TASK STATEMENT :: All of the lines below are to be printed again exactly; images are excluded from the output.
***** PROVIDED ENTRIES *****
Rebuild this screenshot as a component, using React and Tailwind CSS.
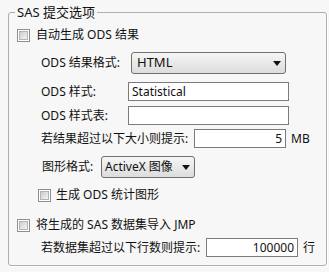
const font = { fontFamily: '"Noto Sans", "Noto Sans CJK SC", sans-serif' };

function Check() {
  return (
    <span className="flex h-[13px] w-[13px] shrink-0 items-center justify-center border border-[#8f8f8f] bg-white">
      <span className="h-[9px] w-[9px] border border-[#b4b4b4] bg-gradient-to-br from-[#cdcdcd] to-[#f4f4f4]" />
    </span>
  );
}

function Arrow() {
  return (
    <svg width="8" height="5" viewBox="0 0 8 5" className="shrink-0">
      <path d="M0 0h8L4 5z" fill="#111" />
    </svg>
  );
}

function Input({ value = "", right = false, className = "" }) {
  return (
    <div
      className={`flex h-[19px] items-center border border-[#7b7b7b] bg-white px-[3px] text-[12px] leading-none text-[#111] ${
        right ? "justify-end" : ""
      } ${className}`}
    >
      {value}
    </div>
  );
}

export default function App() {
  return (
    <div className="h-[272px] w-[329px] bg-[#f7f7f7] pt-[4px] pl-[8px] text-[12px] text-[#111]" style={font}>
      <fieldset className="h-[262px] w-[319px] rounded-[3px] border border-[#aeaeae] shadow-[1px_1px_0_#ffffff]">
        <legend className="ml-[6px] px-[2px] text-[13px] leading-[16px] text-[#111]">SAS 提交选项</legend>

        <div className="flex flex-col">
          <label className="mt-[7px] ml-[8px] flex h-[16px] items-center gap-[6px]">
            <Check />
            <span>自动生成 ODS 结果</span>
          </label>

          <div className="mt-[9px] ml-[32px] flex h-[22px] items-center">
            <span className="w-[90px]">ODS 结果格式:</span>
            <div className="flex h-[22px] w-[155px] items-center justify-between rounded-[3px] border border-[#707070] bg-gradient-to-b from-[#f6f6f6] to-[#dcdcdc] pr-[4px] pl-[5px]">
              <span className="text-[13px]">HTML</span>
              <Arrow />
            </div>
          </div>

          <div className="mt-[8px] ml-[32px] flex h-[19px] items-center">
            <span className="w-[87px]">ODS 样式:</span>
            <Input value="Statistical" className="w-[161px]" />
          </div>

          <div className="mt-[5px] ml-[32px] flex h-[19px] items-center">
            <span className="w-[87px]">ODS 样式表:</span>
            <Input className="w-[161px]" />
          </div>

          <div className="mt-[4px] ml-[32px] flex h-[19px] items-center">
            <span className="w-[153px]">若结果超过以下大小则提示:</span>
            <Input value="5" right className="w-[92px]" />
            <span className="ml-[5px]">MB</span>
          </div>

          <div className="mt-[8px] ml-[33px] flex h-[22px] items-center">
            <span className="w-[59px]">图形格式:</span>
            <div className="flex h-[22px] w-[94px] items-center justify-between rounded-[3px] border border-[#707070] bg-gradient-to-b from-[#f6f6f6] to-[#dcdcdc] pr-[4px] pl-[3px]">
              <span>ActiveX 图像</span>
              <Arrow />
            </div>
          </div>

          <label className="mt-[9px] ml-[29px] flex h-[16px] items-center gap-[5px]">
            <Check />
            <span>生成 ODS 统计图形</span>
          </label>

          <label className="mt-[14px] ml-[8px] flex h-[16px] items-center gap-[6px]">
            <Check />
            <span>将生成的 SAS 数据集导入 JMP</span>
          </label>

          <div className="mt-[5px] ml-[32px] flex h-[19px] items-center">
            <span className="w-[165px]">若数据集超过以下行数则提示:</span>
            <Input value="100000" right className="w-[92px]" />
            <span className="ml-[5px]">行</span>
          </div>
        </div>
      </fieldset>
    </div>
  );
}
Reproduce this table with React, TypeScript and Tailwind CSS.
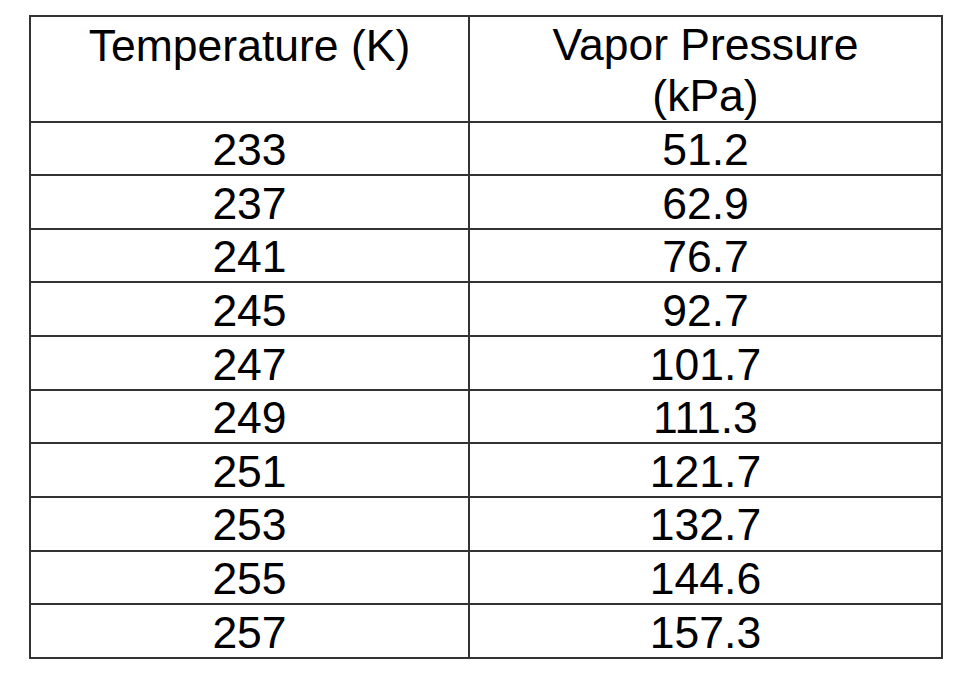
*****
ANSWER IN FULL ::
Rebuild this screenshot as a component, using React and Tailwind CSS.
const font = { fontFamily: '"Noto Sans", "Noto Sans CJK SC", sans-serif' };

function Check() {
  return (
    <span className="flex h-[13px] w-[13px] shrink-0 items-center justify-center border border-[#8f8f8f] bg-white">
      <span className="h-[9px] w-[9px] border border-[#b4b4b4] bg-gradient-to-br from-[#cdcdcd] to-[#f4f4f4]" />
    </span>
  );
}

function Arrow() {
  return (
    <svg width="8" height="5" viewBox="0 0 8 5" className="shrink-0">
      <path d="M0 0h8L4 5z" fill="#111" />
    </svg>
  );
}

function Input({ value = "", right = false, className = "" }) {
  return (
    <div
      className={`flex h-[19px] items-center border border-[#7b7b7b] bg-white px-[3px] text-[12px] leading-none text-[#111] ${
        right ? "justify-end" : ""
      } ${className}`}
    >
      {value}
    </div>
  );
}

export default function App() {
  return (
    <div className="h-[272px] w-[329px] bg-[#f7f7f7] pt-[4px] pl-[8px] text-[12px] text-[#111]" style={font}>
      <fieldset className="h-[262px] w-[319px] rounded-[3px] border border-[#aeaeae] shadow-[1px_1px_0_#ffffff]">
        <legend className="ml-[6px] px-[2px] text-[13px] leading-[16px] text-[#111]">SAS 提交选项</legend>

        <div className="flex flex-col">
          <label className="mt-[7px] ml-[8px] flex h-[16px] items-center gap-[6px]">
            <Check />
            <span>自动生成 ODS 结果</span>
          </label>

          <div className="mt-[9px] ml-[32px] flex h-[22px] items-center">
            <span className="w-[90px]">ODS 结果格式:</span>
            <div className="flex h-[22px] w-[155px] items-center justify-between rounded-[3px] border border-[#707070] bg-gradient-to-b from-[#f6f6f6] to-[#dcdcdc] pr-[4px] pl-[5px]">
              <span className="text-[13px]">HTML</span>
              <Arrow />
            </div>
          </div>

          <div className="mt-[8px] ml-[32px] flex h-[19px] items-center">
            <span className="w-[87px]">ODS 样式:</span>
            <Input value="Statistical" className="w-[161px]" />
          </div>

          <div className="mt-[5px] ml-[32px] flex h-[19px] items-center">
            <span className="w-[87px]">ODS 样式表:</span>
            <Input className="w-[161px]" />
          </div>

          <div className="mt-[4px] ml-[32px] flex h-[19px] items-center">
            <span className="w-[153px]">若结果超过以下大小则提示:</span>
            <Input value="5" right className="w-[92px]" />
            <span className="ml-[5px]">MB</span>
          </div>

          <div className="mt-[8px] ml-[33px] flex h-[22px] items-center">
            <span className="w-[59px]">图形格式:</span>
            <div className="flex h-[22px] w-[94px] items-center justify-between rounded-[3px] border border-[#707070] bg-gradient-to-b from-[#f6f6f6] to-[#dcdcdc] pr-[4px] pl-[3px]">
              <span>ActiveX 图像</span>
              <Arrow />
            </div>
          </div>

          <label className="mt-[9px] ml-[29px] flex h-[16px] items-center gap-[5px]">
            <Check />
            <span>生成 ODS 统计图形</span>
          </label>

          <label className="mt-[14px] ml-[8px] flex h-[16px] items-center gap-[6px]">
            <Check />
            <span>将生成的 SAS 数据集导入 JMP</span>
          </label>

          <div className="mt-[5px] ml-[32px] flex h-[19px] items-center">
            <span className="w-[165px]">若数据集超过以下行数则提示:</span>
            <Input value="100000" right className="w-[92px]" />
            <span className="ml-[5px]">行</span>
          </div>
        </div>
      </fieldset>
    </div>
  );
}
Reproduce this table with React, TypeScript and Tailwind CSS.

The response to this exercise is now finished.